▶ **WHAT THE TASK REQUIRES**:
Show all lines from the data that include the word "index".

▶ **DATA**:

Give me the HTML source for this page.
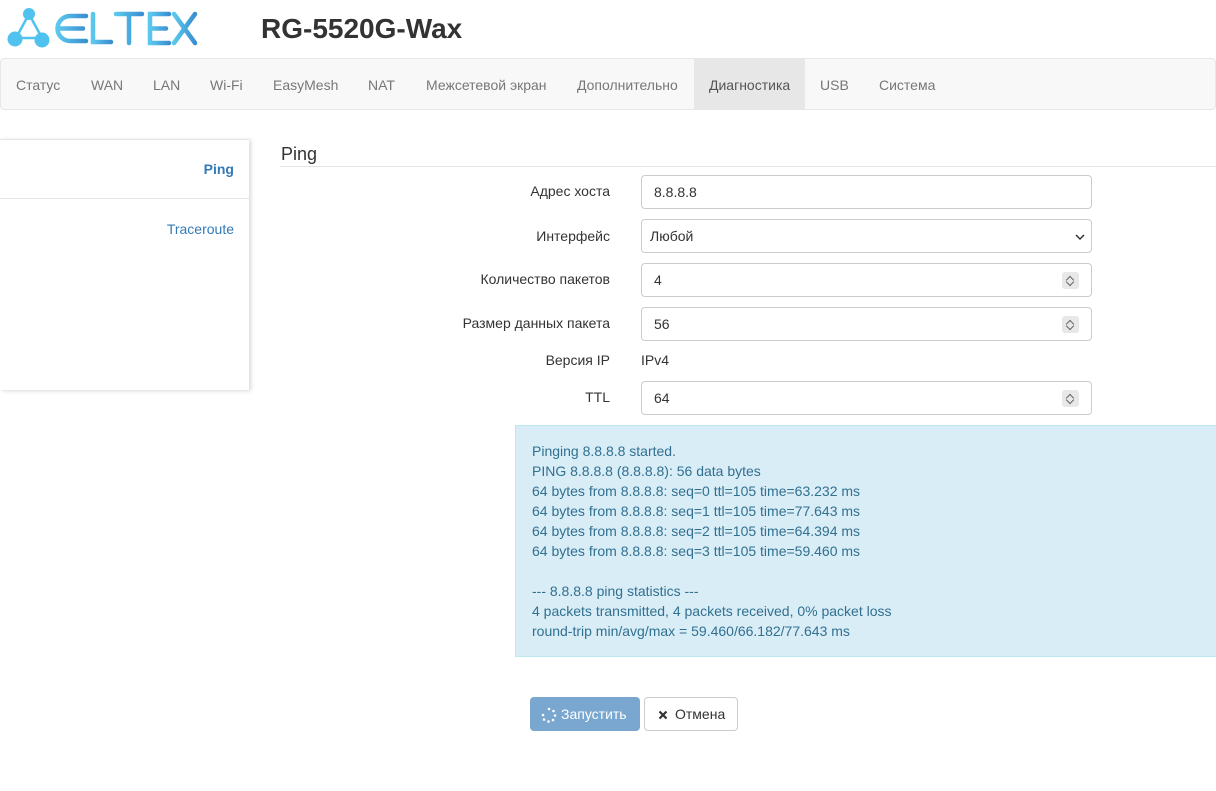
--
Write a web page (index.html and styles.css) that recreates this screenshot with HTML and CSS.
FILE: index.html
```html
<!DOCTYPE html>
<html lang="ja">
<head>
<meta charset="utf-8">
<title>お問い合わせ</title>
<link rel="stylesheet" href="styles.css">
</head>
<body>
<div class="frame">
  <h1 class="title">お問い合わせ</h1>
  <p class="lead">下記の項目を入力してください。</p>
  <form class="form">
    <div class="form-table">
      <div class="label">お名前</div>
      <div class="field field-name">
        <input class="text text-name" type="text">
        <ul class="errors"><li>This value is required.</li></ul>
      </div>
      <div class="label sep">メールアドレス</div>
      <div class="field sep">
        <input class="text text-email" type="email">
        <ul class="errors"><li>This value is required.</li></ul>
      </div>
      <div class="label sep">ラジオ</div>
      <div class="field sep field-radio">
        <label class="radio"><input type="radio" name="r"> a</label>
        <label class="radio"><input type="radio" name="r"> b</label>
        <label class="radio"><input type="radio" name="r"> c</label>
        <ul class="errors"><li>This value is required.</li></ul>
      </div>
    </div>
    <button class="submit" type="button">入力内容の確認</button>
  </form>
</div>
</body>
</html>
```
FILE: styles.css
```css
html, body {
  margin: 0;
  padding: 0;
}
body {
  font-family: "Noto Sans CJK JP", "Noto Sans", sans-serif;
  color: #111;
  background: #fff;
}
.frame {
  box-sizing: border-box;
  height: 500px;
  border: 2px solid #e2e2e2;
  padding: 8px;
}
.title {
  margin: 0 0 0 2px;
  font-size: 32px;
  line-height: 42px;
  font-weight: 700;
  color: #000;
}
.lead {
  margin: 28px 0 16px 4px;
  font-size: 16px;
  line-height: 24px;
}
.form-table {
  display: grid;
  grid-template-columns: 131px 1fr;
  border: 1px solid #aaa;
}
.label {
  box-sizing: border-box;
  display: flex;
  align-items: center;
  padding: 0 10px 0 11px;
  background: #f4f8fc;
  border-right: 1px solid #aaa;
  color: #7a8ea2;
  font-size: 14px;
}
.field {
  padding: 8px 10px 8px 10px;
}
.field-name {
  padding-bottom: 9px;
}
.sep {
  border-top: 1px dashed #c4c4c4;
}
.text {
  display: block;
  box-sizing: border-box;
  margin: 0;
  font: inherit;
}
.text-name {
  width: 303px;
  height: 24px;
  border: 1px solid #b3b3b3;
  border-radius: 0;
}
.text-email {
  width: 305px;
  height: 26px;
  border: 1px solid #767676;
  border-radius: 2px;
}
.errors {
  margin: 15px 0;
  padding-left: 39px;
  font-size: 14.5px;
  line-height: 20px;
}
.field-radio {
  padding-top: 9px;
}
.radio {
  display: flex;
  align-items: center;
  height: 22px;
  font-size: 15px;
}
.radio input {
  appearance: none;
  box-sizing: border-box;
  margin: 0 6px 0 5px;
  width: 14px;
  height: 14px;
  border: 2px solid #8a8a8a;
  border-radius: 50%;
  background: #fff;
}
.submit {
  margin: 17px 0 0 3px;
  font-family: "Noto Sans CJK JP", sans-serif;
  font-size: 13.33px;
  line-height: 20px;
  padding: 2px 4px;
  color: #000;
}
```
* * *
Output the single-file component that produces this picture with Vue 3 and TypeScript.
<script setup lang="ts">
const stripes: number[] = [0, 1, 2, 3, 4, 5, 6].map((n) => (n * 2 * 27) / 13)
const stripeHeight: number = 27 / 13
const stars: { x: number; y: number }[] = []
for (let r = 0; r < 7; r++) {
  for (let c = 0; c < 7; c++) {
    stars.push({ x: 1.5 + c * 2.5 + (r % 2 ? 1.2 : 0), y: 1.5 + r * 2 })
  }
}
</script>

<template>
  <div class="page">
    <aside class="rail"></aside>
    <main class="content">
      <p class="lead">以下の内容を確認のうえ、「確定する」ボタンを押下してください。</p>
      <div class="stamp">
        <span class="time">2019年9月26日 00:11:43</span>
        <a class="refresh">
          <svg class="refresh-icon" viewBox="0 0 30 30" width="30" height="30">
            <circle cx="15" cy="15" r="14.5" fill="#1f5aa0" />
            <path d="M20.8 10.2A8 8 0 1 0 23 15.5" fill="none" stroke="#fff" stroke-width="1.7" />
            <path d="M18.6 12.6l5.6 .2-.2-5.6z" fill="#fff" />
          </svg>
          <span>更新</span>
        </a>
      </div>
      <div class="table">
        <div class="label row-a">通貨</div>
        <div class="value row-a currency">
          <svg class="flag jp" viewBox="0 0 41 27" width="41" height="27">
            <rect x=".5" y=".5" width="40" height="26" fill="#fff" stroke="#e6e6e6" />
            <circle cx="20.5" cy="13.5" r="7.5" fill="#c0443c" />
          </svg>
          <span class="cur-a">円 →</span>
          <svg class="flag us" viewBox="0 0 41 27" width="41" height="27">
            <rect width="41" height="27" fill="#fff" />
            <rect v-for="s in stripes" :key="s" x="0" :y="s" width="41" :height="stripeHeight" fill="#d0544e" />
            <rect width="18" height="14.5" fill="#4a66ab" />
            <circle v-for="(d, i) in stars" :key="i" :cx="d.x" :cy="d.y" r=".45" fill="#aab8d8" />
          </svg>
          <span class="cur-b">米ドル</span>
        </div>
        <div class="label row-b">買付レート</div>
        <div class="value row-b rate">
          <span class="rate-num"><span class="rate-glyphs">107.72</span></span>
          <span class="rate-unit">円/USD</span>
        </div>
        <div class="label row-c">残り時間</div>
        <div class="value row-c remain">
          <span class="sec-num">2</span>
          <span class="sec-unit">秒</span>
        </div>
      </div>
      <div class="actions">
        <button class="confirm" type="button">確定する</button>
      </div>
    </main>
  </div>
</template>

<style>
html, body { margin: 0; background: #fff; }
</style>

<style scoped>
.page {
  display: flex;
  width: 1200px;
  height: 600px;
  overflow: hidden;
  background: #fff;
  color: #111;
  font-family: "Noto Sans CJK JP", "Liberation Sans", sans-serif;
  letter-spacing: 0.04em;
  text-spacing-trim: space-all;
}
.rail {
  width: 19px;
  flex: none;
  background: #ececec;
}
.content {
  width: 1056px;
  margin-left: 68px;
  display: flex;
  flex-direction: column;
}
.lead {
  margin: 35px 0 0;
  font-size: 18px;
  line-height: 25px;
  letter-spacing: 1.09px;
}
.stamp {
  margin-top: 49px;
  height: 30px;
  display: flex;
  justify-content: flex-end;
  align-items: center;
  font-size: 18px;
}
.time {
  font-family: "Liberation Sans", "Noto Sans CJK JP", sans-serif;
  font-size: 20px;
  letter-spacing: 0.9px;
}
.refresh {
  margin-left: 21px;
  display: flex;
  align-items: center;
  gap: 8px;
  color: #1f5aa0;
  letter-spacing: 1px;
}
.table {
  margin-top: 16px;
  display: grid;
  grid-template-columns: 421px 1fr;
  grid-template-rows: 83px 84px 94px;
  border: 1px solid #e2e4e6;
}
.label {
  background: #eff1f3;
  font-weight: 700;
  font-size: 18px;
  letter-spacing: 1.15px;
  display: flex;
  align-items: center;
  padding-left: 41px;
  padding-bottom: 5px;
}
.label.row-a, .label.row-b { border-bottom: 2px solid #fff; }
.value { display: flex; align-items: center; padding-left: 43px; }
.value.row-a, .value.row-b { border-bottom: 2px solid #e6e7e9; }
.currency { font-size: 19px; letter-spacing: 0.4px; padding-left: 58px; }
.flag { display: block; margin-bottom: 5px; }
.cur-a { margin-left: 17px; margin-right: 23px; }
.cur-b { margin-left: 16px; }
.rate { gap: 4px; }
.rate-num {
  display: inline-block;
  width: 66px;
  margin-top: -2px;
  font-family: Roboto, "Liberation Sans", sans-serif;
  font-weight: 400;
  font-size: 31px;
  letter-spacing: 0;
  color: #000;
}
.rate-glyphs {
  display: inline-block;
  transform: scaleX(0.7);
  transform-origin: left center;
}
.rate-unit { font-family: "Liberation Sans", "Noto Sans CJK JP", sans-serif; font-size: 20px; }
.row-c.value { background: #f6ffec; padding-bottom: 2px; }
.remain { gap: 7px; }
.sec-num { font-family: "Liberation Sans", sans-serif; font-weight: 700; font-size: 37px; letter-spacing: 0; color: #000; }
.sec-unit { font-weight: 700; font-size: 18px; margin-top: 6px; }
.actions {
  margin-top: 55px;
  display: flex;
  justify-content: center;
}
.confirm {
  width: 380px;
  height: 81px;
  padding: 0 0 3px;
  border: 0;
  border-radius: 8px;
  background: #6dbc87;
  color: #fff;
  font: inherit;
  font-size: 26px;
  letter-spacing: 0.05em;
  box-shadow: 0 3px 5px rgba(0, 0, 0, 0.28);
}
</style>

▶ **TASK SOLUTION**:
Write a web page (index.html and styles.css) that recreates this screenshot with HTML and CSS.
FILE: index.html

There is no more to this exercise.